Left: Micro-Metakit 91001H model of Nr.1400 Steam Locomotive

It seems that Micro-Metakit make models of almost everything. They are precision museum-quality models, cost some £3000 each.

It is not known if the model incorporates a lifting mechanism for the booster axle.

Left: Micro-Metakit 91001H model of Nr.1400 Steam Locomotive

The other side of the model.


Left: P3.II, “Dr. von Clemm “Royal Bavarian State Railroad

This locomotive was built on the "System von Clemm" in 1900 by Krauss. It was designed for express service in Bavaria. It had a most unusual wheel arrangement of 6-4-2. Two modestly-sized cylinders at the front drove the central axle of the six-wheel front bogie; a close examination of the photograph shows that the central bogie wheel is lifted off the rail, presumably by a mechanism like that of No 1400 above.
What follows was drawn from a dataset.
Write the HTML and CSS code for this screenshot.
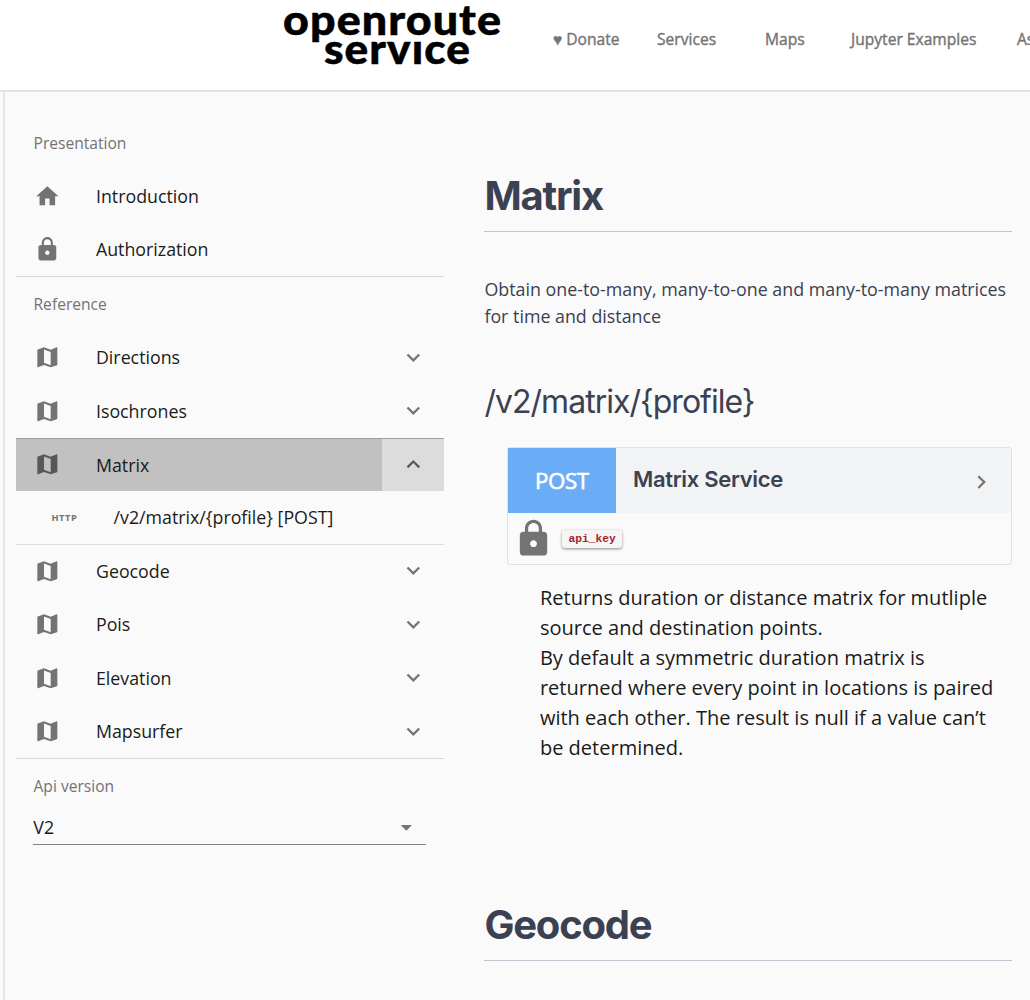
FILE: index.html
```
<!DOCTYPE html>
<html lang="en">
<head>
    <meta charset="UTF-8">
    <meta name="viewport" content="width=device-width, initial-scale=1.0">
    <title>openrouteservice - API reference</title>
    <link rel="stylesheet" href="styles.css">
</head>
<body>
    <!-- shared icons -->
    <svg class="sprite">
        <symbol id="home" viewBox="0 0 24 24"><path d="M10 20v-6h4v6h5v-8h3L12 3 2 12h3v8z"/></symbol>
        <symbol id="lock" viewBox="0 0 24 24"><path d="M18 8h-1V6c0-2.76-2.24-5-5-5S7 3.24 7 6v2H6c-1.1 0-2 .9-2 2v10c0 1.1.9 2 2 2h12c1.1 0 2-.9 2-2V10c0-1.1-.9-2-2-2zm-6 9c-1.1 0-2-.9-2-2s.9-2 2-2 2 .9 2 2-.9 2-2 2zm3.1-9H8.900V6c0-1.710 1.390-3.100 3.100-3.100s3.100 1.390 3.100 3.100v2z"/></symbol>
        <symbol id="map" viewBox="0 0 24 24"><path d="M20.500 3l-.16.030L15 5.100 9 3 3.360 4.900c-.21.070-.36.250-.36.480V20.500c0 .28.220.5.500.5l.16-.03L9 18.900l6 2.100 5.640-1.900c.21-.07.360-.25.360-.48V3.500c0-.28-.22-.5-.5-.5zM15 19l-6-2.110V5l6 2.110V19z"/></symbol>
        <symbol id="down" viewBox="0 0 24 24"><path d="M7.410 7.840L12 12.420l4.590-4.580L18 9.250l-6 6-6-6z"/></symbol>
        <symbol id="up" viewBox="0 0 24 24"><path d="M7.410 15.410L12 10.830l4.590 4.580L18 14l-6-6-6 6z"/></symbol>
        <symbol id="right" viewBox="0 0 24 24"><path d="M8.590 16.340l4.580-4.590-4.580-4.590L10 5.750l6 6-6 6z"/></symbol>
        <symbol id="caret" viewBox="0 0 24 24"><path d="M7 10l5 5 5-5z"/></symbol>
    </svg>

    <header class="header">
        <a class="logo" href="#">
            <svg width="224" height="76" viewBox="0 0 224 76">
                <text x="2" y="35" textLength="219" lengthAdjust="spacingAndGlyphs">openroute</text>
                <text x="43" y="64" textLength="147" lengthAdjust="spacingAndGlyphs">servıce</text>
            </svg>
        </a>
        <nav class="top-nav">
            <a class="donate" href="#">♥ Donate</a>
            <a class="services" href="#">Services</a>
            <a class="maps" href="#">Maps</a>
            <a class="jupyter" href="#">Jupyter Examples</a>
            <a href="#">Ask Us</a>
        </nav>
    </header>

    <div class="layout">
        <aside class="sidebar">
            <div class="group">
                <div class="subheader">Presentation</div>
                <a class="item" href="#"><svg class="icon"><use href="#home"/></svg><span>Introduction</span></a>
                <a class="item" href="#"><svg class="icon"><use href="#lock"/></svg><span>Authorization</span></a>
            </div>

            <div class="group">
                <div class="subheader">Reference</div>
                <a class="item" href="#"><svg class="icon"><use href="#map"/></svg><span>Directions</span><i class="toggle"><svg class="icon"><use href="#down"/></svg></i></a>
                <a class="item" href="#"><svg class="icon"><use href="#map"/></svg><span>Isochrones</span><i class="toggle"><svg class="icon"><use href="#down"/></svg></i></a>
                <a class="item active" href="#"><svg class="icon"><use href="#map"/></svg><span>Matrix</span><i class="toggle"><svg class="icon"><use href="#up"/></svg></i></a>
                <a class="item sub" href="#"><b class="http">HTTP</b><span>/v2/matrix/{profile} [POST]</span></a>
                <a class="item" href="#"><svg class="icon"><use href="#map"/></svg><span>Geocode</span><i class="toggle"><svg class="icon"><use href="#down"/></svg></i></a>
                <a class="item" href="#"><svg class="icon"><use href="#map"/></svg><span>Pois</span><i class="toggle"><svg class="icon"><use href="#down"/></svg></i></a>
                <a class="item" href="#"><svg class="icon"><use href="#map"/></svg><span>Elevation</span><i class="toggle"><svg class="icon"><use href="#down"/></svg></i></a>
                <a class="item" href="#"><svg class="icon"><use href="#map"/></svg><span>Mapsurfer</span><i class="toggle"><svg class="icon"><use href="#down"/></svg></i></a>
            </div>

            <div class="subheader">Api version</div>
            <div class="select">
                <span>V2</span>
                <svg class="icon"><use href="#caret"/></svg>
            </div>
        </aside>

        <main class="content">
            <section class="tag">
                <h1>Matrix</h1>
                <p class="summary">Obtain one-to-many, many-to-one and many-to-many matrices<br>for time and distance</p>
                <h2>/v2/matrix/{profile}</h2>

                <div class="endpoint">
                    <div class="endpoint-head">
                        <span class="method">POST</span>
                        <h3>Matrix Service</h3>
                        <svg class="icon"><use href="#right"/></svg>
                    </div>
                    <div class="endpoint-auth">
                        <svg class="icon-lock"><use href="#lock"/></svg>
                        <code>api_key</code>
                    </div>
                </div>
                <p class="description">Returns duration or distance matrix for mutliple<br>source and destination points.<br>By default a symmetric duration matrix is<br>returned where every point in locations is paired<br>with each other. The result is null if a value can’t<br>be determined.</p>
            </section>

            <section class="tag">
                <h1>Geocode</h1>
            </section>
        </main>
    </div>
</body>
</html>
```
FILE: styles.css
```
* {
    margin: 0;
    padding: 0;
    box-sizing: border-box;
}

body {
    height: 1000px;
    overflow: hidden;
    background: #fafafa;
    color: #1a1a1a;
    font-family: "Open Sans", "Noto Sans", sans-serif;
}

a {
    color: inherit;
    text-decoration: none;
}

.sprite {
    display: none;
}

.icon {
    width: 26.7px;
    height: 26.7px;
    fill: #737373;
    flex-shrink: 0;
}

/* header */
.header {
    display: flex;
    height: 92px;
    padding-left: 281px;
    background: #fff;
    border-bottom: 2px solid #e2e2e2;
}

.logo {
    width: 272px;
    flex-shrink: 0;
}

.logo svg {
    overflow: visible;
}

.logo text {
    font-family: Lato, sans-serif;
    font-size: 41px;
    font-weight: 900;
    letter-spacing: 1px;
    stroke: #000;
    stroke-width: 0.5px;
}

.top-nav {
    display: flex;
    padding-top: 28px;
    font-size: 15.6px;
    line-height: 22px;
    color: #757575;
    white-space: nowrap;
    -webkit-text-stroke: 0.4px #757575;
}

.donate {
    width: 104px;
}

.services {
    width: 108px;
}

.maps {
    width: 86px;
}

.jupyter {
    width: 166px;
}

.layout {
    display: flex;
    height: 908px;
    margin-left: 3px;
    border-left: 2px solid #e6e6e6;
}

/* sidebar */
.sidebar {
    width: 439px;
    padding: 24px 0 0 11px;
    flex-shrink: 0;
}

.group {
    border-bottom: 1px solid #d9d9d9;
}

.subheader {
    height: 53.45px;
    padding-left: 17.5px;
    line-height: 55px;
    font-size: 15.6px;
    color: #737373;
}

.item {
    display: flex;
    align-items: center;
    height: 53.45px;
    padding-left: 17.6px;
    font-size: 17.8px;
}

.item span {
    flex: 1;
    margin: -0.4px 0 0 35.7px;
}

.toggle {
    display: flex;
    align-items: center;
    justify-content: center;
    width: 62px;
    height: 100%;
    padding-top: 1px;
}

.active {
    background: #c1c1c1;
    border-top: 1px solid #a0a0a0;
}

.active > .icon {
    margin-top: -1px;
}

.active .toggle {
    padding: 0 0 1px;
    background: #dcdcdc;
}

.active .icon {
    fill: #585858;
}

.sub {
    padding-left: 35.5px;
    border-bottom: 1px solid #dedede;
}

.sub span {
    margin-left: 35px;
}

.http {
    width: 27px;
    font-size: 9.3px;
    letter-spacing: 0.5px;
    color: #737373;
}

.select {
    display: flex;
    align-items: center;
    justify-content: space-between;
    width: 393px;
    height: 32px;
    margin-left: 17.3px;
    padding: 0 7px 2px 0;
    border-bottom: 1px solid #858585;
    font-size: 17.8px;
}

/* content */
.content {
    width: 528px;
    margin-left: 40.4px;
    color: #3b4151;
}

h1,
h2,
h3 {
    font-family: Inter, sans-serif;
}

h1 {
    height: 140px;
    padding-top: 80px;
    border-bottom: 1px solid #c3c6d2;
    font-size: 40px;
    font-weight: 700;
    line-height: 48px;
    letter-spacing: -1.2px;
}

.summary {
    margin-top: 44px;
    font-size: 17.84px;
    line-height: 26.7px;
    white-space: nowrap;
}

h2 {
    margin-top: 52px;
    font-size: 32px;
    font-weight: 400;
    line-height: 42px;
    letter-spacing: -0.97px;
}

.endpoint {
    width: 505px;
    margin: 23.6px 0 0 22.5px;
    border: 1px solid #dfe1e5;
    border-radius: 3px;
}

.endpoint-head {
    display: flex;
    align-items: center;
    height: 65.4px;
    padding-right: 16px;
    background: #f2f3f5;
}

.endpoint-head .icon {
    margin-top: 4px;
}

.method {
    width: 108px;
    background: #6bacf7;
    color: #fff;
    font-size: 22.3px;
    line-height: 65.4px;
    text-align: center;
    letter-spacing: -0.4px;
    -webkit-text-stroke: 0.6px #fff;
}

h3 {
    flex: 1;
    margin: 0 0 3px 17px;
    font-size: 22px;
    font-weight: 600;
    letter-spacing: -0.3px;
}

.endpoint-auth {
    display: flex;
    align-items: center;
    height: 51px;
    padding-left: 5px;
}

.icon-lock {
    width: 41px;
    height: 41px;
    fill: #737373;
}

code {
    margin-left: 8.5px;
    padding: 0 6px;
    border-radius: 3px;
    background: #f5f5f5;
    box-shadow: 0 1px 3px rgba(0, 0, 0, 0.45);
    color: #a3262f;
    font: bold 11.3px/18px "Courier New", "Liberation Mono", monospace;
}

.description {
    margin: 17.5px 0 0 55.5px;
    font-size: 20.04px;
    line-height: 30px;
    color: #1a1a1a;
    white-space: nowrap;
}

.tag + .tag {
    margin-top: 58.5px;
}
```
It is believed that the front driving wheels were only used for starting. Two larger pistons in the rectangular box just ahead of the cab drove the four central wheels.

The locomotive was painted in dark blue, gray, and black with gold lining and was provided with an eight wheel tender for the 1900 Paris World Exhibition, where it won a gold medal. At this point it had a Westinghouse air pump.

Left: P3.II, “Dr. von Clemm “Royal Bavarian State Railroad

By 1902 the locomotive had been given a 3-axle tender 3T16, and repainted in purple-violet, black,and red with red lining. At this point it had a Schleifer air pump.

The board on the side of the boiler says "Paris World Exhibition" in German.


Boosters were popular and highly successful in the USA, and were also used to a lesser extent in Canada and Great Britain.

Left: Franklin booster bogie

Franklin was one of the major American companies making booster systems. They produced 4-wheel booster bogies to fit under tenders, and 2-wheel units to fit under the cab of the locomotive.

The two steam cylinders are at left with the valve-chest between them. At right is the driven axle.